On the tenth day, I opened my emails and her name appeared.
It was not a standard everyday rejection. She referred to the great weekend at the beach. She had read The Long Road, liked it, but. . . “But I’m afraid that I just didn’t get that breathless sense of connection while reading your pages, and that’s the kind of enthusiasm that I need to summon when I decide to go to bat for a book.”
Fair enough. I know about that breathless sense of connection. I’ve experienced it in books I’ve read and loved, the ones I wished I’d written. Our Souls at Night by Kent Haruf, the first half of Penelope Lively’s bio Dancing Fish and Ammonites, come to mind. These stories are my kind of stories, about the lives of older women. Perhaps I’d do better with an agent over sixty instead of a smiling twenty-something.
But I’m questioning whether I’m brave enough to risk further attempts to find an agent. Or tenacious enough for more rewrites of The Long Road, breathless connections in mind. When I decide,  I’ll have my summer’s work laid out.

It’s Been a Quiet, Reading, Thinking Month, a Waiting Week

It  makes sense that my books’ protagonists are older women.  I‘m interested in older women because I am one.  I also read about women who have survived the traumas of being young and are now facing the uncertainties of age.  So, I expected the three books I chose last month at Powell’s to have been written by writers like me. Old ladies. Not true. And all three books have found permanent spots in my bookcase. I’ll read them again and again for pleasure and for contemplation.
Dancing Fish and Ammonites, a memoir by Penelope Lively, describes being eighty so truthfully that I had to refrain from reading the first few chapters aloud to my sleeping husband. “You get used to it.  And that surprises me.  You get used to diminishment, to a body that is stalled, an impediment?  Well, yes, you do…” Reading it, I felt I’d found a sister, one who writes about being old a lot better than I do. Not an old lady, a vital one.
Our Souls at Night, by Kent Haruf, tells of a brave seventy-year-old woman who visits her widower neighbor and asks him to sleep with her. He does.  It is a wonderful story of love, family, and the realities of being alone, aging. Haruf wrote this in his seventies, his last book, published posthumously.
Rabih Alameddine tells the story of An Unnecessary Woman,  who lives alone, unfriended, in an apartment in Beirut as war circles around her workroom where she translates classic translations into Arabic and then places her manuscripts in boxes in a back room to be read by no one. I had to look up Alameddine’s bio to confirm that this gorgeously written, sensitive description of an isolated old woman, was written by a man.

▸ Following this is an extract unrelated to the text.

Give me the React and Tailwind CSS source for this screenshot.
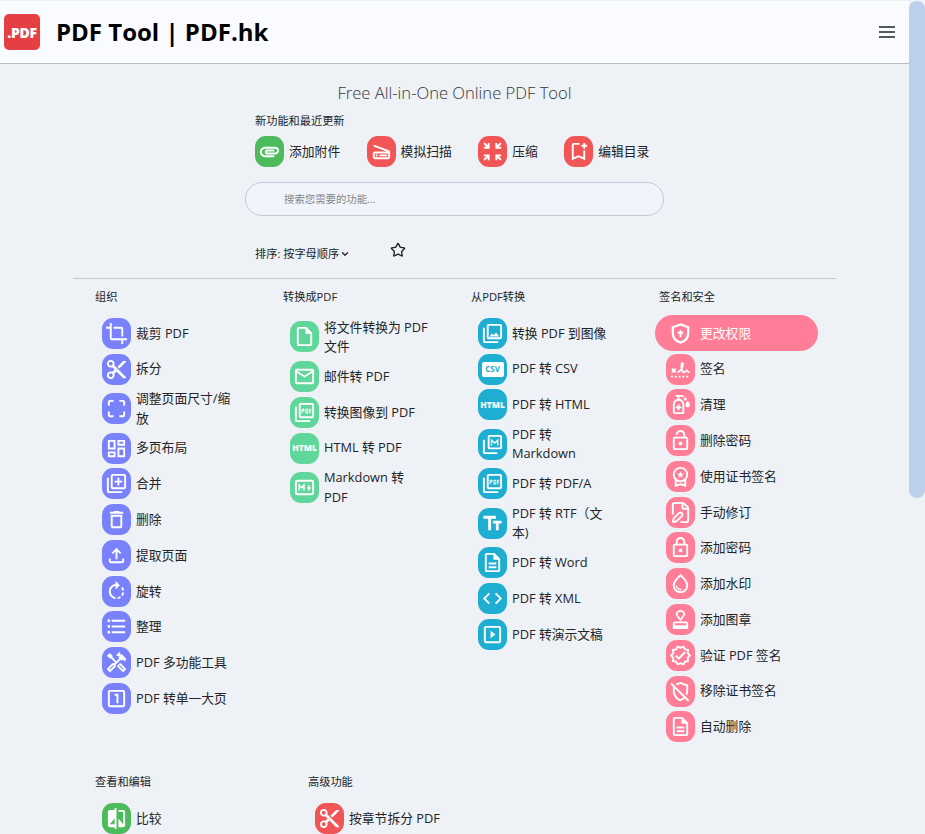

When I tried to place book covers on this post, my computer started writing in Greek. Really. I  believe this was punishment for stealing images from Amazon.  I’m trying again. As one of my books states, “It’s never too late to. . .”  whatever, even  become a thief.  And I’m thinking that it’s time to get back to the rewrite of the untitled manuscript in front of me––right after I attempt this little diversive crime . And finish Elizabeth Strout’s new novel lying open on my chair.

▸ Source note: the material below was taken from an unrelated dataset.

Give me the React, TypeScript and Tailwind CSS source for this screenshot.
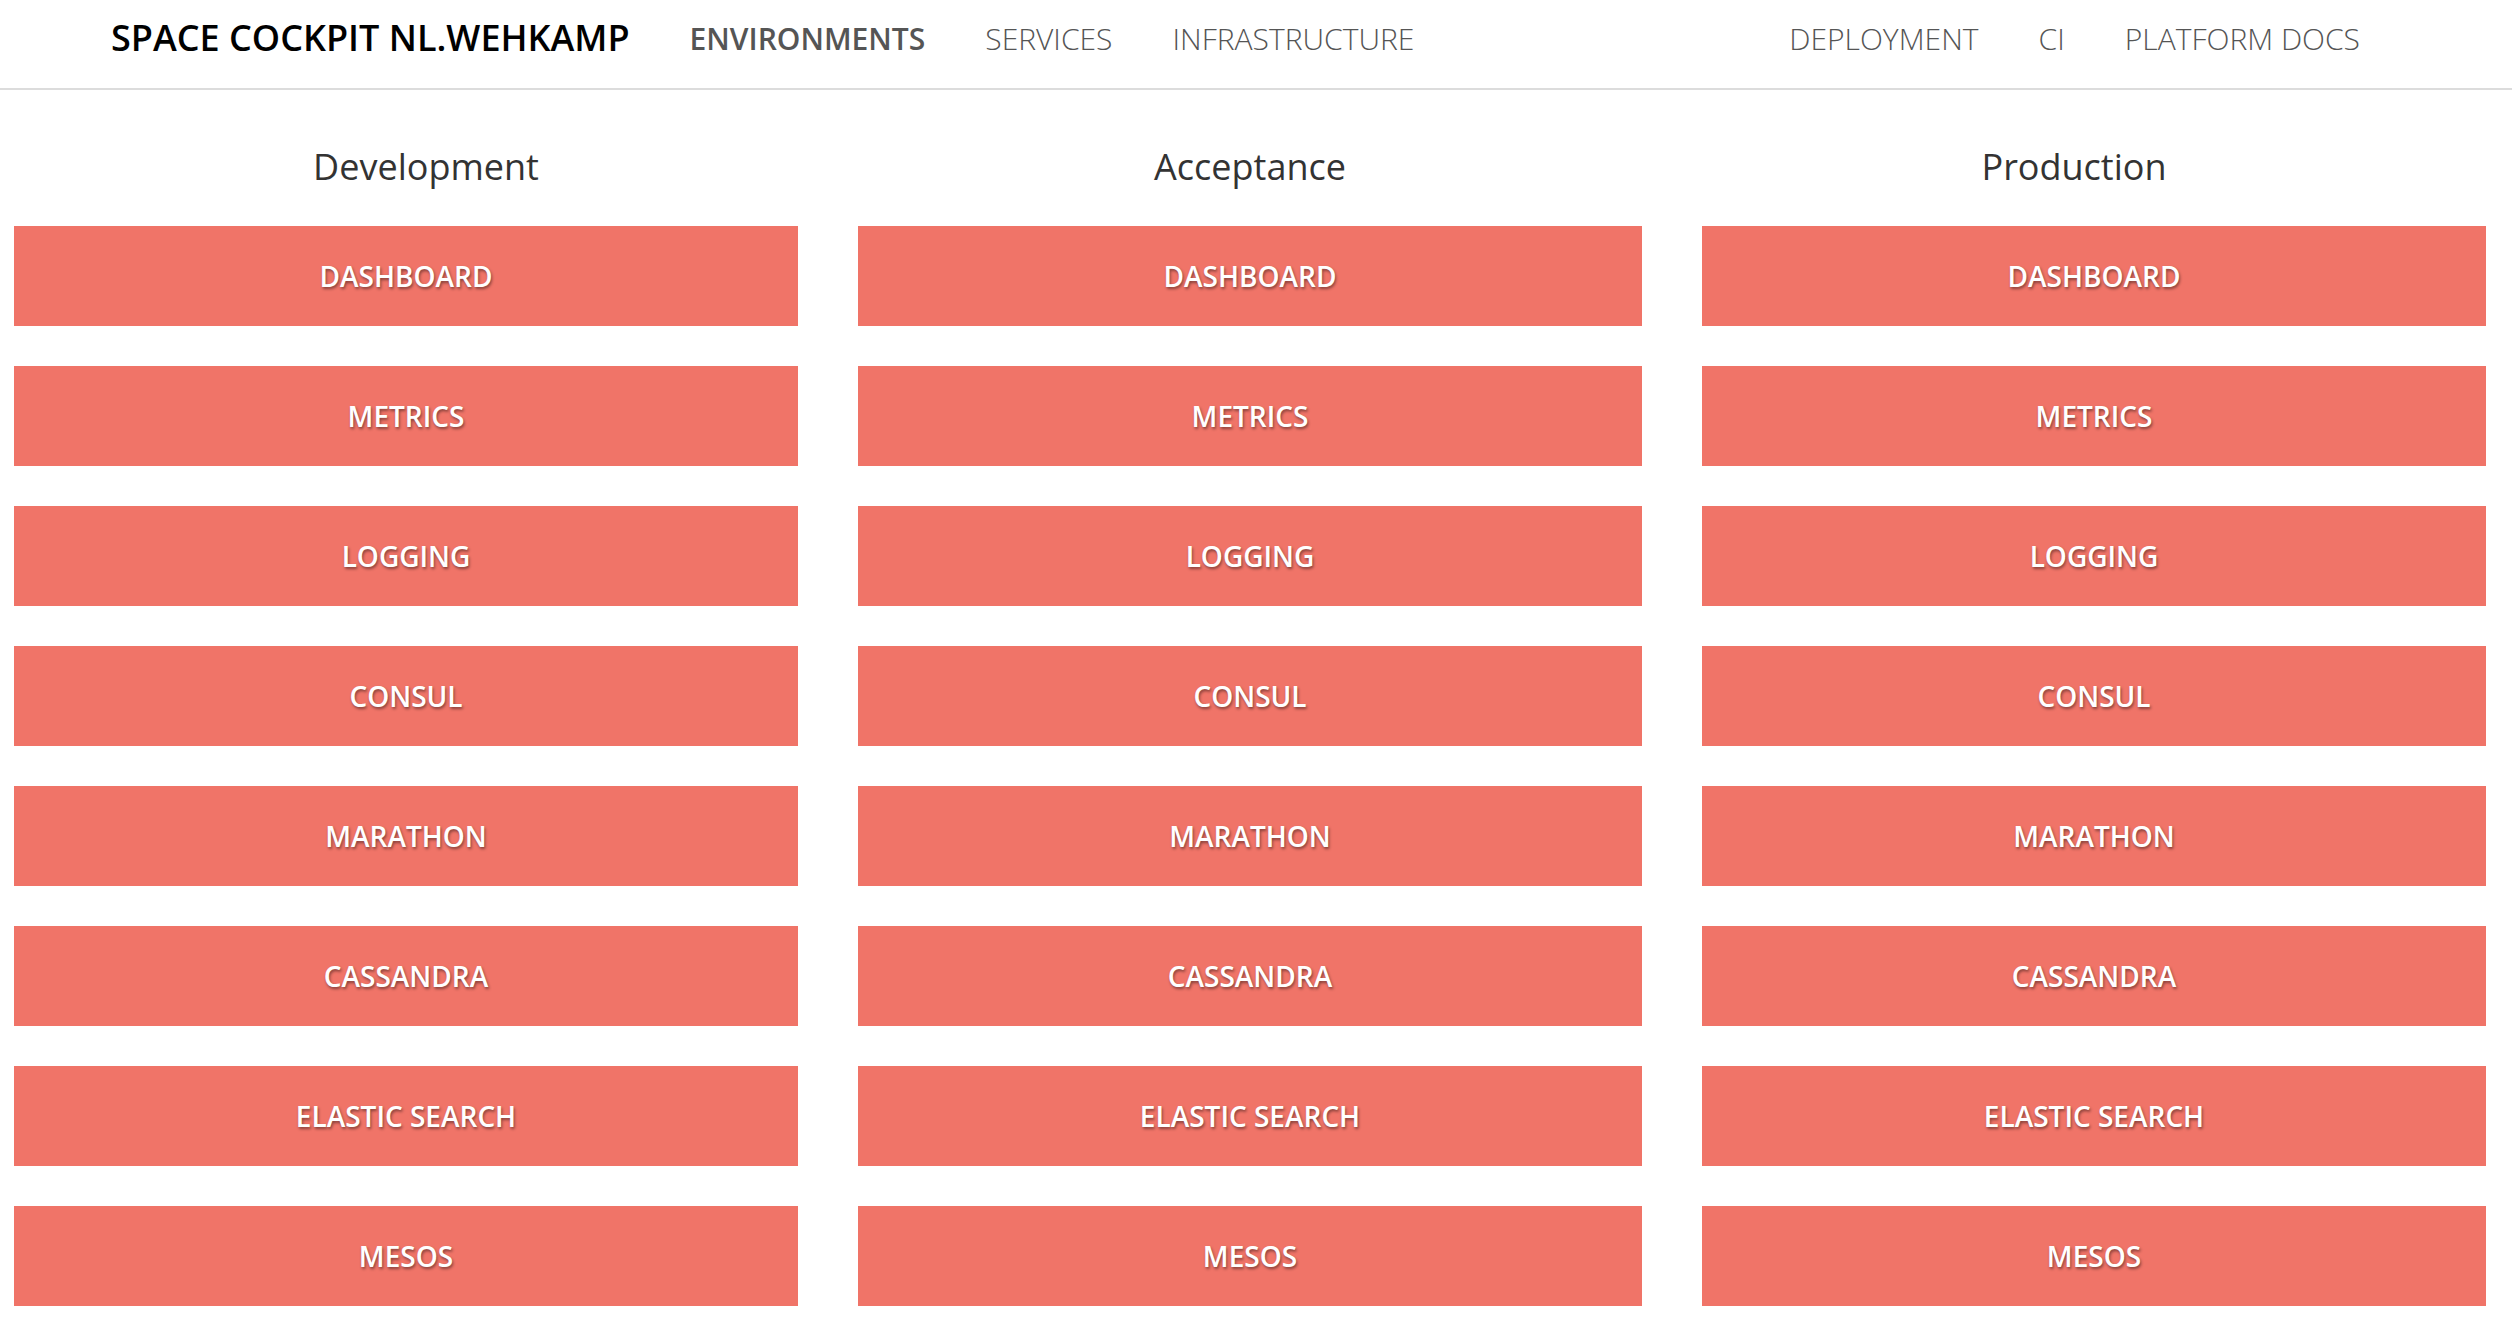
import React from "react";

const envs = ["Development", "Acceptance", "Production"];
const tools = [
  "DASHBOARD",
  "METRICS",
  "LOGGING",
  "CONSUL",
  "MARATHON",
  "CASSANDRA",
  "ELASTIC SEARCH",
  "MESOS",
];

export default function App() {
  return (
    <div className="min-h-screen bg-white font-['Open_Sans',sans-serif]">
      <header className="flex h-[90px] items-start border-b-2 border-[#dcdcdc] pl-[111px] pr-[122px]">
        <div className="pt-[13px] text-[36px] leading-[49px] font-semibold text-black whitespace-nowrap mr-[30px]">
          SPACE COCKPIT NL.WEHKAMP
        </div>
        <nav className="flex">
          <a className="px-[30px] pt-[18px] text-[30px] leading-[41px] font-semibold text-[#555]">ENVIRONMENTS</a>
          <a className="px-[30px] pt-[18px] text-[30px] leading-[41px] font-light text-[#555]">SERVICES</a>
          <a className="px-[30px] pt-[18px] text-[30px] leading-[41px] font-light text-[#555]">INFRASTRUCTURE</a>
        </nav>
        <nav className="ml-auto flex">
          <a className="px-[30px] pt-[18px] text-[30px] leading-[41px] font-light text-[#555]">DEPLOYMENT</a>
          <a className="px-[30px] pt-[18px] text-[30px] leading-[41px] font-light text-[#555]">CI</a>
          <a className="px-[30px] pt-[18px] text-[30px] leading-[41px] font-light text-[#555]">PLATFORM DOCS</a>
        </nav>
      </header>
      <main className="pl-[14px] pr-[26px] pt-[52px] pb-[40px]">
        <div className="grid grid-cols-3">
          {envs.map((e) => (
            <h2 key={e} className="text-center text-[36px] leading-[50px] font-normal text-[#333]">
              {e}
            </h2>
          ))}
        </div>
        <div className="mt-[34px] grid grid-cols-3 gap-x-[60px]">
          {envs.map((e) => (
            <div key={e} className="flex flex-col gap-[40px]">
              {tools.map((t) => (
                <a
                  key={t}
                  className="flex h-[100px] items-center justify-center bg-[#f07468] text-[28px] font-semibold text-white [text-shadow:1px_2px_3px_rgba(0,0,0,0.45)]"
                >
                  {t}
                </a>
              ))}
            </div>
          ))}
        </div>
      </main>
    </div>
  );
}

This week I received six novels for which I paid one cent each.  Of course I also paid the postage ($3.99), and the novels all look much used and written upon and eaten over. All were on Amazon, on the “other listings” section, the prices beginning at one cent and going upwards.  Only one was on Kindle. They arrived one by one from bookstores all over the country like gifts from unknown lovers.  Book lovers, that is.

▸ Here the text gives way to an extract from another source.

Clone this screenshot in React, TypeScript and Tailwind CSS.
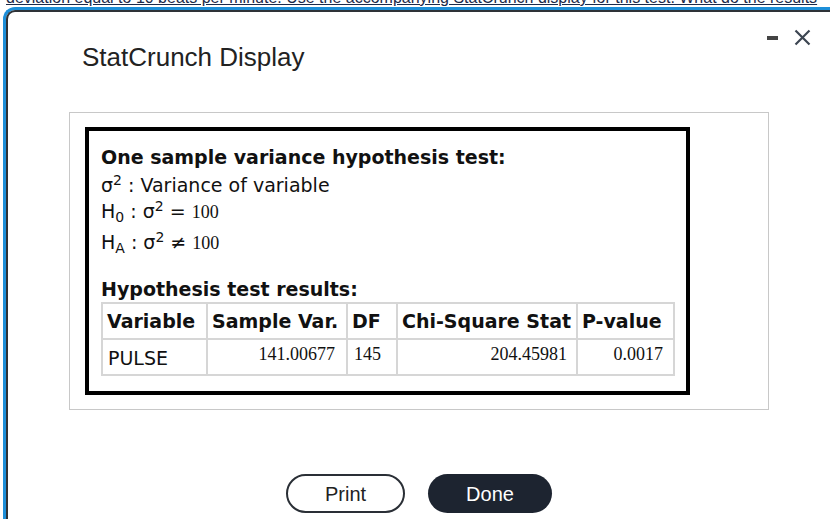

I decided a month ago to write some sort of article about the paucity of novels about old ladies, my genre.  I can think of quite a few books about old geezers, written and applauded around the world. J. M. Coetzee, Wallace Stegner, John Updike  come to mind, probably because they are on my bookshelves.  As for women, only Olive Kitteridge is tucked in with the S’s.  Books by women of all ages, of course.  About?  Not really.
When I Googled “books for older women,” I found lists of publications discussing the possibility of sex after sixty, beauty aids one can find in one’s refrigerator, and one entitled Get Your Balance Back with Yoga.  No novels except a few tepid romances for women of a certain old age. I know they are tepid because they are rated as warm, not hot, certainly not burning.
Then I Googled “Novels about older women” and found a list of books from a number of countries, most published before ebooks existed.  All but one were written by women. All for sale for one cent.  I ordered the six or so that sounded good, even though I didn’t recognize most the authors. The copyright dates stretched from the l960’s to 2006.  For many of those years I was changing diapers and going to PTA and not thinking about getting old, just getting through the day. 
I’ve read three of my new/old books and have scanned the rest. I love them. Margaret Laurence’s The Stone Angel, May Sarton’s As We are Now, Penelope Lively’s How It All Began are piled on the Find a Good Place for These Books corner of my desk. The other pile is teetering on the bedside table waiting for this evening when I turn on the bed light and choose one of them. 
What I’ve decided, with this research, is that my own three novels about old ladies are important contributions to the genre Literature for Older Women. I can only hope that one way or another women who are wondering what’s on the path ahead will find them and accept their messages of courageous exploration—on Amazon, on Kindle, or on the one-cent table of some internet book store.